Not everyone accepts natural law as a valid legal concept. Legal positivism, the dominant competing theory, holds that a law’s existence and its moral merit are separate questions. As the nineteenth-century positivist John Austin put it, “the existence of law is one thing; its merit or demerit is another.” Under this view, a law can be morally repugnant and still legally valid. The test for whether something is law has nothing to do with whether it’s good.
H.L.A. Hart, the most influential modern legal positivist, argued that “it could not follow from the mere fact that a rule violated standards of morality that it was not a rule of law.” A statute permitting segregation was a valid law even if it was morally abhorrent. Positivists don’t claim such laws deserve obedience — they simply insist on separating the question of what the law is from the question of what the law should be.
This debate plays out in modern courtrooms. Justice Antonin Scalia explicitly rejected a role for natural law in constitutional interpretation. Justice Clarence Thomas acknowledged that natural law served as a foundational background for the Declaration of Independence and the Constitution but argued it does not have “an appropriate role directly in constitutional adjudication.” The current judicial environment leans heavily toward textualism and originalism, where only the written word is treated as law. Judicial nominees routinely pledge during confirmation hearings never to impose personal moral convictions on their rulings.

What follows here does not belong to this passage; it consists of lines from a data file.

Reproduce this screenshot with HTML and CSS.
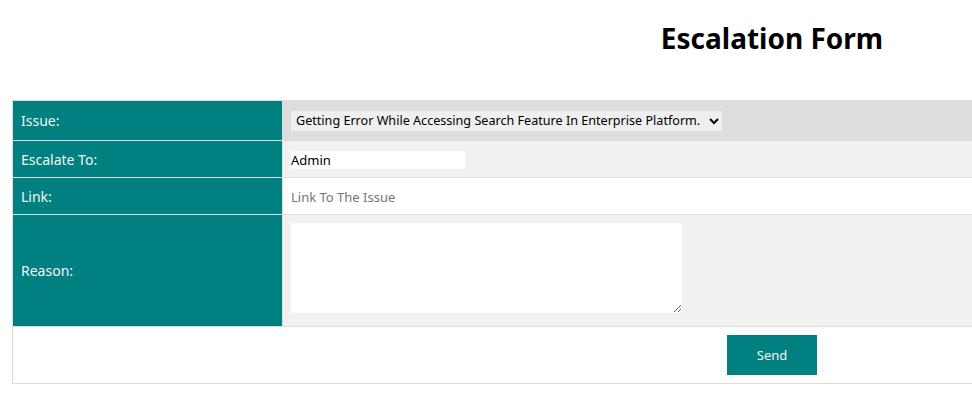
FILE: index.html
```html
<!DOCTYPE html>
<html lang="en">
<head>
  <meta charset="UTF-8" />
  <title>Escalation Form</title>
  <link rel="stylesheet" href="styles.css">
</head>
<body>
  <div class="page">
    <h1>Escalation Form</h1>

    <form class="escalation">
      <table class="form-table">
        <tr class="row-issue">
          <th>Issue:</th>
          <td>
            <select class="issue-select">
              <option>Getting Error While Accessing Search Feature In Enterprise Platform.</option>
            </select>
          </td>
        </tr>
        <tr class="row-escalate">
          <th>Escalate To:</th>
          <td><input class="text-input" type="text" value="Admin"></td>
        </tr>
        <tr class="row-link">
          <th>Link:</th>
          <td><input class="text-input link-input" type="text" placeholder="Link To The Issue"></td>
        </tr>
        <tr class="row-reason">
          <th>Reason:</th>
          <td><textarea class="reason-box"></textarea></td>
        </tr>
        <tr class="row-send">
          <td colspan="2" class="send-cell">
            <button type="button" class="send-button">Send</button>
          </td>
        </tr>
      </table>
    </form>
  </div>
</body>
</html>
```

FILE: styles.css
```css
body {
  margin: 0;
  font-family: "Noto Sans", sans-serif;
  background-color: #ffffff;
  color: #000;
}

.page {
  width: 1520px;
  padding: 0 12px;
}

h1 {
  margin: 0;
  padding: 18px 0 0;
  height: 100px;
  box-sizing: border-box;
  text-align: center;
  font-size: 28px;
  font-weight: 700;
  line-height: 40px;
}

.form-table {
  width: 100%;
  border-collapse: collapse;
  border: 1px solid #dddddd;
}

.form-table th,
.form-table td {
  border-bottom: 1px solid #dddddd;
  padding: 0 8px;
  font-size: 14px;
}

.form-table th {
  width: 253px;
  background-color: #008080;
  color: #f4f4f4;
  font-weight: normal;
  text-align: left;
  padding-left: 8px;
  border-right: 1px solid #dddddd;
}

.row-issue th,
.row-issue td {
  height: 39px;
}
.row-issue td {
  background-color: #dddddd;
}

.row-escalate th,
.row-escalate td {
  height: 36px;
}
.row-escalate td {
  background-color: #f1f1f1;
}

.row-link th,
.row-link td {
  height: 36px;
}

.row-reason th {
  height: 111px;
}
.row-reason td {
  height: 103px;
  background-color: #f1f1f1;
  vertical-align: top;
  padding-top: 8px;
}

.issue-select {
  font-family: inherit;
  font-size: 12.6px;
  width: 431px;
  height: 20px;
  border: none;
  background-color: #efefef;
  color: #000;
  padding: 0 1px;
}

.text-input {
  font-family: inherit;
  font-size: 13px;
  width: 174px;
  height: 18px;
  border: none;
  padding: 0;
  background: #fff;
  color: #000;
  outline: none;
}

.link-input {
  width: 300px;
}

.link-input::placeholder {
  color: #757575;
}

.reason-box {
  display: block;
  width: 391px;
  height: 90px;
  border: none;
  padding: 0;
  background: #fff;
  box-sizing: border-box;
}

.send-cell {
  height: 56px;
  text-align: center;
}

.send-button {
  width: 90px;
  height: 40px;
  border: none;
  background-color: #008080;
  color: #f4f4f4;
  font-family: inherit;
  font-size: 13px;
}
```
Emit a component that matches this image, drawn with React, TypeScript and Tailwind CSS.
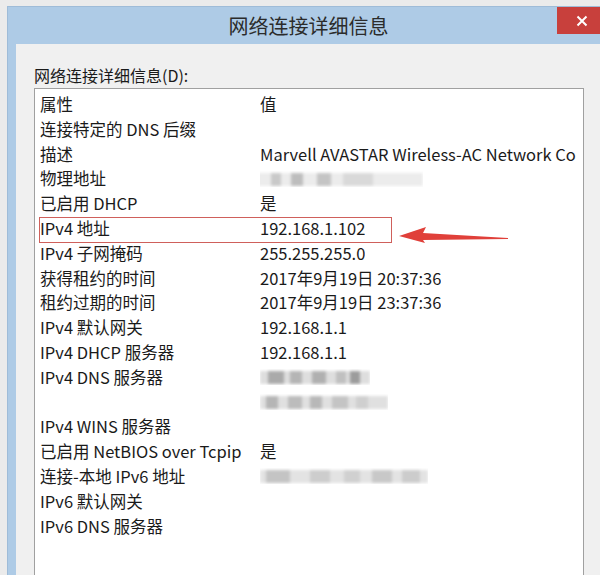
import React from 'react';

type Row = { name: string; value?: React.ReactNode };

const Blur = ({ w, blocks }: { w: number; blocks: [number, number, string][] }) => (
  <div className="relative h-[16px] blur-[1.5px]" style={{ width: w }}>
    {blocks.map(([l, bw, c], i) => (
      <div key={i} className="absolute top-[2px] h-[13px]" style={{ left: l, width: bw, background: c }} />
    ))}
  </div>
);

const rows: Row[] = [
  { name: '连接特定的 DNS 后缀' },
  { name: '描述', value: 'Marvell AVASTAR Wireless-AC Network Co' },
  {
    name: '物理地址',
    value: (
      <div className="-ml-[7px]">
        <Blur w={170} blocks={[[0, 170, '#ececec'], [18, 10, '#c9c9c9'], [38, 12, '#bdbdbd'], [64, 14, '#c4c4c4'], [90, 30, '#d9d9d9']]} />
      </div>
    ),
  },
  { name: '已启用 DHCP', value: '是' },
  { name: 'IPv4 地址', value: '192.168.1.102' },
  { name: 'IPv4 子网掩码', value: '255.255.255.0' },
  { name: '获得租约的时间', value: '2017年9月19日 20:37:36' },
  { name: '租约过期的时间', value: '2017年9月19日 23:37:36' },
  { name: 'IPv4 默认网关', value: '192.168.1.1' },
  { name: 'IPv4 DHCP 服务器', value: '192.168.1.1' },
  {
    name: 'IPv4 DNS 服务器',
    value: <Blur w={110} blocks={[[0, 110, '#dedede'], [8, 16, '#aaaaaa'], [30, 12, '#b5b5b5'], [52, 14, '#b0b0b0'], [76, 10, '#c0c0c0'], [90, 10, '#9c9c9c']]} />,
  },
  {
    name: '',
    value: <Blur w={128} blocks={[[0, 128, '#e0e0e0'], [6, 12, '#b5b5b5'], [28, 14, '#bcbcbc'], [50, 12, '#b8b8b8'], [72, 16, '#c4c4c4'], [96, 12, '#cfcfcf']]} />,
  },
  { name: 'IPv4 WINS 服务器' },
  { name: '已启用 NetBIOS over Tcpip', value: '是' },
  {
    name: '连接-本地 IPv6 地址',
    value: <Blur w={168} blocks={[[0, 168, '#e3e3e3'], [6, 24, '#c4c4c4'], [50, 20, '#cdcdcd'], [84, 16, '#d0d0d0'], [112, 20, '#c8c8c8'], [142, 18, '#cccccc']]} />,
  },
  { name: 'IPv6 默认网关' },
  { name: 'IPv6 DNS 服务器' },
];

export default function App() {
  return (
    <div
      className="w-[600px] h-[575px] overflow-hidden bg-[#ebebeb] pt-[6px] pl-[7px] text-[#1a1a1a]"
      style={{ fontFamily: '"Noto Sans CJK SC", "Noto Sans", sans-serif' }}
    >
      <div className="w-[640px] h-[600px] bg-[#aecbe6] border-t border-l border-[#9fbcd8] flex flex-col">
        {/* title bar */}
        <div className="relative h-[37px] shrink-0 flex items-center justify-center">
          <span className="text-[20px] text-[#2b2b2b] ml-[-38px] leading-none">网络连接详细信息</span>
          <div className="absolute left-[549px] top-0 w-[50px] h-[27px] bg-[#c8403c] flex items-center justify-center">
            <svg width="12" height="12" viewBox="0 0 12 12">
              <path d="M1.5 1.5 L10.5 10.5 M10.5 1.5 L1.5 10.5" stroke="#fff" strokeWidth="2" />
            </svg>
          </div>
        </div>
        {/* body */}
        <div className="ml-[8px] flex-1 bg-[#f0f0f0] pl-[18px] pt-[20px]">
          <div className="text-[16px] leading-[22px] h-[24px]">网络连接详细信息(D):</div>
          <div className="relative w-[550px] h-[520px] bg-white border border-[#a0a0a0] pt-[3px] overflow-hidden">
            <div className="flex h-[24.8px] items-center text-[16.5px]">
              <div className="w-[225px] pl-[5px] shrink-0">属性</div>
              <div>值</div>
            </div>
            {rows.map((r, i) => (
              <div key={i} className="relative flex h-[24.8px] items-center text-[16.5px] whitespace-nowrap">
                <div className="w-[225px] pl-[5px] shrink-0">{r.name}</div>
                <div className="overflow-hidden">{r.value}</div>
                {i === 4 && (
                  <>
                    <div className="absolute left-[4px] top-[1px] w-[353px] h-[26px] border border-[#cf605b]" />
                    <svg className="absolute left-[364px] top-[10px] overflow-visible" width="112" height="20" viewBox="0 0 112 20">
                      <polygon points="0,10 27,1 24,7 109,12 109,13 24,14 26,17" fill="#e0403a" />
                    </svg>
                  </>
                )}
              </div>
            ))}
          </div>
        </div>
      </div>
    </div>
  );
}
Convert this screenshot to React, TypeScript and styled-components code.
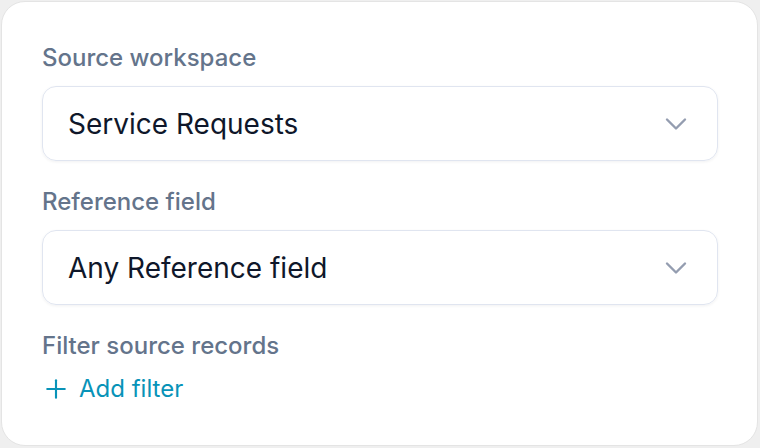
import styled, { createGlobalStyle } from "styled-components";
import { ChevronDown, Plus } from "lucide-react";

const GlobalStyle = createGlobalStyle`
  html, body {
    margin: 0;
    padding: 0;
    background: #efefef;
    font-family: "Inter", "Liberation Sans", sans-serif;
  }
`;

const Page = styled.div`
  width: 760px;
  height: 448px;
  padding: 1px 2px 2px 1px;
  box-sizing: border-box;
  display: flex;
`;

const Card = styled.div`
  flex: 1;
  background: #ffffff;
  border: 1px solid #e4e4e4;
  border-radius: 24px;
  padding: 39px 39px 0 40px;
  display: flex;
  flex-direction: column;
`;

const Field = styled.div`
  display: flex;
  flex-direction: column;
  gap: 12px;
  margin-bottom: 24px;
`;

const Label = styled.div`
  padding-top: 1px;
  font-size: 24px;
  line-height: 32px;
  color: #64748b;
  font-weight: 500;
`;

const Select = styled.div`
  height: 75px;
  box-sizing: border-box;
  border: 1.5px solid #e0e5f0;
  border-radius: 14px;
  box-shadow: 0 1px 3px rgba(15, 23, 42, 0.06);
  display: flex;
  align-items: center;
  justify-content: space-between;
  padding: 0 23px 0 25px;
  font-size: 28px;
  color: #0f172a;
`;

const AddButton = styled.button`
  display: flex;
  align-items: center;
  gap: 8px;
  background: none;
  border: none;
  padding: 0;
  margin-left: -1px;
  font-family: inherit;
  font-size: 24px;
  line-height: 28px;
  color: #0893b8;
  cursor: pointer;
`;

export default function App() {
  return (
    <>
      <GlobalStyle />
      <Page>
        <Card>
          <Field>
            <Label>Source workspace</Label>
            <Select>
              Service Requests
              <ChevronDown size={36} color="#949db0" strokeWidth={1.6} />
            </Select>
          </Field>
          <Field>
            <Label>Reference field</Label>
            <Select>
              Any Reference field
              <ChevronDown size={36} color="#949db0" strokeWidth={1.6} />
            </Select>
          </Field>
          <Field>
            <Label>Filter source records</Label>
            <AddButton>
              <Plus size={30} strokeWidth={1.7} />
              Add filter
            </AddButton>
          </Field>
        </Card>
      </Page>
    </>
  );
}
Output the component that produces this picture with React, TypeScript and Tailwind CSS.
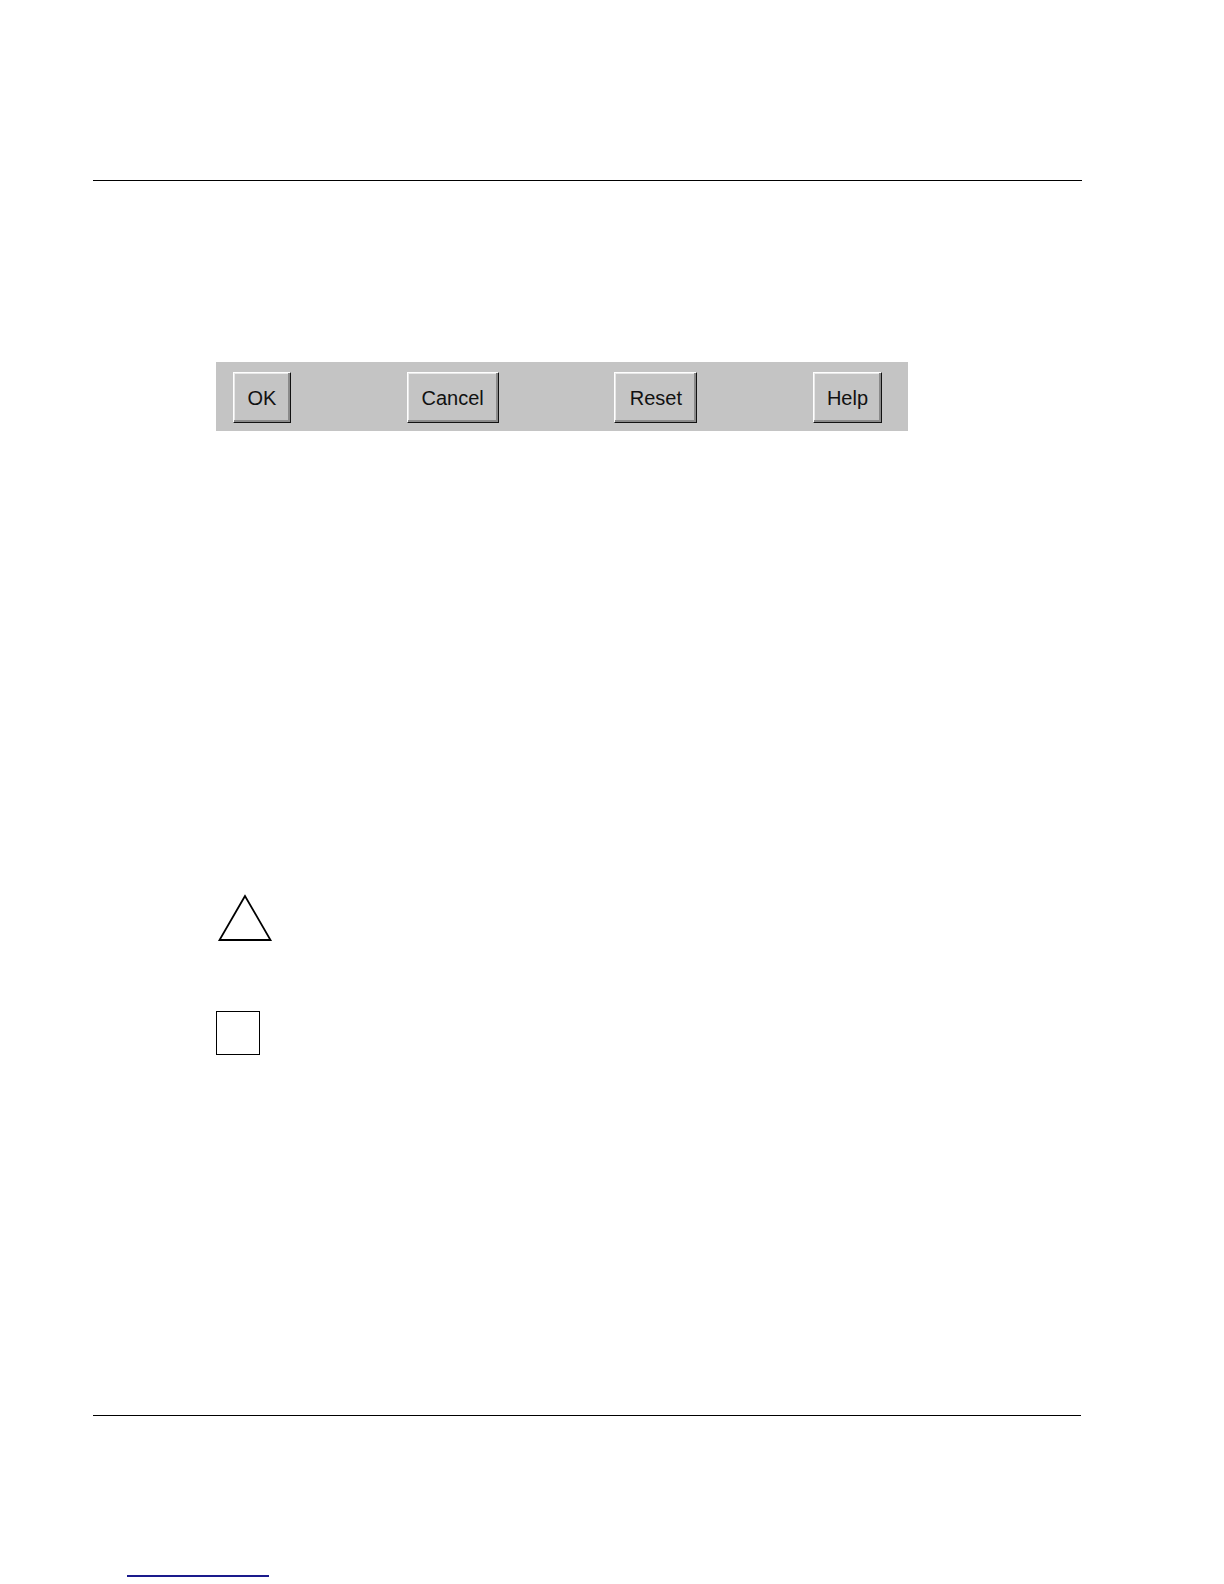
const buttons = [
  { label: "OK", width: "w-[58px]" },
  { label: "Cancel", width: "w-[92px]" },
  { label: "Reset", width: "w-[83px]" },
  { label: "Help", width: "w-[69px]" },
];

function BarButton({ label, width }: { label: string; width: string }) {
  return (
    <button
      type="button"
      className={`${width} h-[51px] border border-t-white border-l-white border-r-[#111] border-b-[#111] bg-[#c4c4c4] text-[20px] leading-none text-[#111] shadow-[inset_-2px_-2px_#8a8a8a,inset_1px_1px_#e8e8e8]`}
    >
      {label}
    </button>
  );
}

export default function App() {
  return (
    <div className="flex min-h-[1584px] w-[1224px] flex-col bg-white font-['Liberation_Sans',Arial,sans-serif]">
      <div className="ml-[93px] mt-[180px] h-px w-[989px] bg-black" />

      <div className="ml-[216px] mt-[181px] flex h-[69px] w-[692px] items-start justify-between bg-[#c4c4c4] pl-[17px] pr-[26px] pt-[10px]">
        {buttons.map((b) => (
          <BarButton key={b.label} label={b.label} width={b.width} />
        ))}
      </div>

      <svg
        className="ml-[216px] mt-[463px]"
        width="58"
        height="50"
        viewBox="0 0 58 50"
        fill="none"
      >
        <path
          d="M29 2 L3.5 46 L54.5 46 Z"
          stroke="#000"
          strokeWidth="1.8"
          strokeLinejoin="miter"
        />
      </svg>

      <div className="ml-[216px] mt-[67px] h-[44px] w-[44px] border border-black" />

      <div className="ml-[93px] mt-[360px] h-px w-[988px] bg-black" />

      <div className="ml-[127px] mt-[159px] h-[1.5px] w-[142px] bg-[#1a1a8c]" />
    </div>
  );
}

Yet the tension never fully resolves. Every time a court strikes down a statute for violating “fundamental rights” or “substantive due process,” it’s making a judgment that written law has crossed a line that exists somewhere outside the text of the statute itself. The Nuremberg Trials, the civil rights movement, and the recognition of unenumerated constitutional rights all relied on the premise that some moral principles outrank what legislatures happen to write down. Legal positivism can explain what the law is. Natural law tries to explain what it should be, and history keeps producing moments where that second question matters more.